**BRIEF:** Please write the listing below out again exactly, leaving every picture behind.

**SOURCE EXCERPT:**
-- Start --
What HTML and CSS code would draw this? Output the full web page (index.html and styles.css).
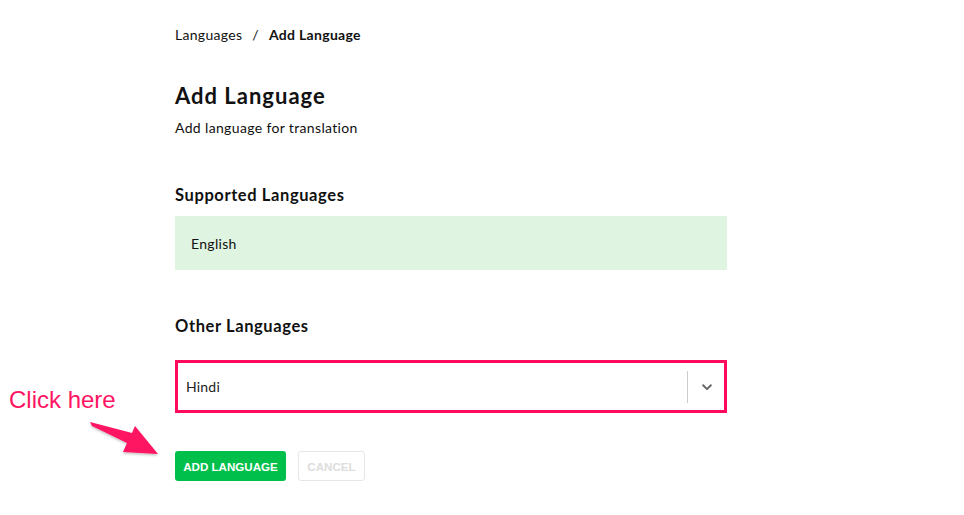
FILE: index.html
```html
<!DOCTYPE html>
<html>
<head>
<meta charset="utf-8">
<link rel="stylesheet" href="styles.css">
</head>
<body>
<div class="page">
  <aside class="hint">
    <div class="hint-text">Click here</div>
    <svg class="hint-arrow" width="80" height="45" viewBox="85 418 80 45">
      <defs>
        <filter id="sh" x="-20%" y="-20%" width="150%" height="160%">
          <feDropShadow dx="0" dy="1.5" stdDeviation="1.2" flood-color="#000" flood-opacity="0.25"/>
        </filter>
      </defs>
      <polygon filter="url(#sh)" fill="#ff1464" points="90,422 132,433 135,426 158,454 123,452 127,443 92,426"/>
    </svg>
  </aside>
  <main class="content">
    <nav class="crumbs"><span>Languages</span><span class="sep">/</span><strong>Add Language</strong></nav>
    <h1 class="title">Add Language</h1>
    <p class="subtitle">Add language for translation</p>
    <h2 class="section">Supported Languages</h2>
    <div class="supported">English</div>
    <h2 class="section other">Other Languages</h2>
    <div class="select">
      <span class="select-value">Hindi</span>
      <span class="select-sep"></span>
      <span class="select-arrow">
        <svg width="14" height="14" viewBox="0 0 20 20"><path d="M4.5 7.5 L10 13 L15.5 7.5" fill="none" stroke="#666" stroke-width="2.8" stroke-linecap="round" stroke-linejoin="round"/></svg>
      </span>
    </div>
    <div class="actions">
      <button class="btn btn-primary">ADD LANGUAGE</button>
      <button class="btn btn-cancel">CANCEL</button>
    </div>
  </main>
</div>
</body>
</html>
```
FILE: styles.css
```css
* { box-sizing: border-box; }
html, body { margin: 0; padding: 0; background: #fff; }
body { font-family: "Lato", "Inter", sans-serif; color: #111; }
.page { position: relative; width: 964px; height: 515px; }
.content { margin-left: 175px; width: 552px; padding-top: 26px; }
.crumbs { font-size: 14px; letter-spacing: 0.3px; line-height: 18px; display: flex; }
.crumbs .sep { margin: 0 10px; }
.crumbs strong { font-weight: 700; }
.title { font-size: 22px; letter-spacing: 1px; font-weight: 700; margin: 38px 0 0; line-height: 28px; }
.subtitle { font-size: 14px; letter-spacing: 0.35px; margin: 9px 0 0; line-height: 18px; }
.section { font-size: 16.5px; letter-spacing: 0.6px; font-weight: 700; margin: 48px 0 0; line-height: 20px; }
.section.other { margin-top: 46px; }
.supported { margin-top: 11px; height: 54px; background: #dff5e1; display: flex; align-items: center; padding-left: 16px; font-size: 14px; letter-spacing: 0.3px; }
.select { margin-top: 24px; height: 53px; border: 3px solid #ff0a5c; display: flex; align-items: center; padding-left: 8px; }
.select-value { flex: 1; font-size: 14px; letter-spacing: 0.2px; color: #222; }
.select-sep { width: 1px; height: 32px; background: #ccc; }
.select-arrow { width: 36px; display: flex; justify-content: center; align-items: center; padding-left: 2px; }
.actions { margin-top: 38px; display: flex; gap: 12px; }
.btn { font-family: "Liberation Sans", Arial, sans-serif; font-weight: 700; font-size: 11.6px; height: 30px; border-radius: 3px; cursor: pointer; padding: 0; }
.btn-primary { width: 111px; background: #00c04b; color: #fff; border: none; }
.btn-cancel { width: 67px; background: #fff; color: #ddd; border: 1px solid #e6e6e6; }
.hint { position: absolute; left: 0; top: 0; }
.hint-text { position: absolute; left: 9px; top: 386px; font-family: "Liberation Sans", Arial, sans-serif; font-size: 24px; color: #ff1464; white-space: nowrap; }
.hint-arrow { position: absolute; left: 85px; top: 418px; }
```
-- End --
**ANSWER TO THIS EXERCISE:**
What HTML and CSS code would draw this? Output the full web page (index.html and styles.css).
FILE: index.html
```html
<!DOCTYPE html>
<html>
<head>
<meta charset="utf-8">
<link rel="stylesheet" href="styles.css">
</head>
<body>
<div class="page">
  <aside class="hint">
    <div class="hint-text">Click here</div>
    <svg class="hint-arrow" width="80" height="45" viewBox="85 418 80 45">
      <defs>
        <filter id="sh" x="-20%" y="-20%" width="150%" height="160%">
          <feDropShadow dx="0" dy="1.5" stdDeviation="1.2" flood-color="#000" flood-opacity="0.25"/>
        </filter>
      </defs>
      <polygon filter="url(#sh)" fill="#ff1464" points="90,422 132,433 135,426 158,454 123,452 127,443 92,426"/>
    </svg>
  </aside>
  <main class="content">
    <nav class="crumbs"><span>Languages</span><span class="sep">/</span><strong>Add Language</strong></nav>
    <h1 class="title">Add Language</h1>
    <p class="subtitle">Add language for translation</p>
    <h2 class="section">Supported Languages</h2>
    <div class="supported">English</div>
    <h2 class="section other">Other Languages</h2>
    <div class="select">
      <span class="select-value">Hindi</span>
      <span class="select-sep"></span>
      <span class="select-arrow">
        <svg width="14" height="14" viewBox="0 0 20 20"><path d="M4.5 7.5 L10 13 L15.5 7.5" fill="none" stroke="#666" stroke-width="2.8" stroke-linecap="round" stroke-linejoin="round"/></svg>
      </span>
    </div>
    <div class="actions">
      <button class="btn btn-primary">ADD LANGUAGE</button>
      <button class="btn btn-cancel">CANCEL</button>
    </div>
  </main>
</div>
</body>
</html>
```
FILE: styles.css
```css
* { box-sizing: border-box; }
html, body { margin: 0; padding: 0; background: #fff; }
body { font-family: "Lato", "Inter", sans-serif; color: #111; }
.page { position: relative; width: 964px; height: 515px; }
.content { margin-left: 175px; width: 552px; padding-top: 26px; }
.crumbs { font-size: 14px; letter-spacing: 0.3px; line-height: 18px; display: flex; }
.crumbs .sep { margin: 0 10px; }
.crumbs strong { font-weight: 700; }
.title { font-size: 22px; letter-spacing: 1px; font-weight: 700; margin: 38px 0 0; line-height: 28px; }
.subtitle { font-size: 14px; letter-spacing: 0.35px; margin: 9px 0 0; line-height: 18px; }
.section { font-size: 16.5px; letter-spacing: 0.6px; font-weight: 700; margin: 48px 0 0; line-height: 20px; }
.section.other { margin-top: 46px; }
.supported { margin-top: 11px; height: 54px; background: #dff5e1; display: flex; align-items: center; padding-left: 16px; font-size: 14px; letter-spacing: 0.3px; }
.select { margin-top: 24px; height: 53px; border: 3px solid #ff0a5c; display: flex; align-items: center; padding-left: 8px; }
.select-value { flex: 1; font-size: 14px; letter-spacing: 0.2px; color: #222; }
.select-sep { width: 1px; height: 32px; background: #ccc; }
.select-arrow { width: 36px; display: flex; justify-content: center; align-items: center; padding-left: 2px; }
.actions { margin-top: 38px; display: flex; gap: 12px; }
.btn { font-family: "Liberation Sans", Arial, sans-serif; font-weight: 700; font-size: 11.6px; height: 30px; border-radius: 3px; cursor: pointer; padding: 0; }
.btn-primary { width: 111px; background: #00c04b; color: #fff; border: none; }
.btn-cancel { width: 67px; background: #fff; color: #ddd; border: 1px solid #e6e6e6; }
.hint { position: absolute; left: 0; top: 0; }
.hint-text { position: absolute; left: 9px; top: 386px; font-family: "Liberation Sans", Arial, sans-serif; font-size: 24px; color: #ff1464; white-space: nowrap; }
.hint-arrow { position: absolute; left: 85px; top: 418px; }
```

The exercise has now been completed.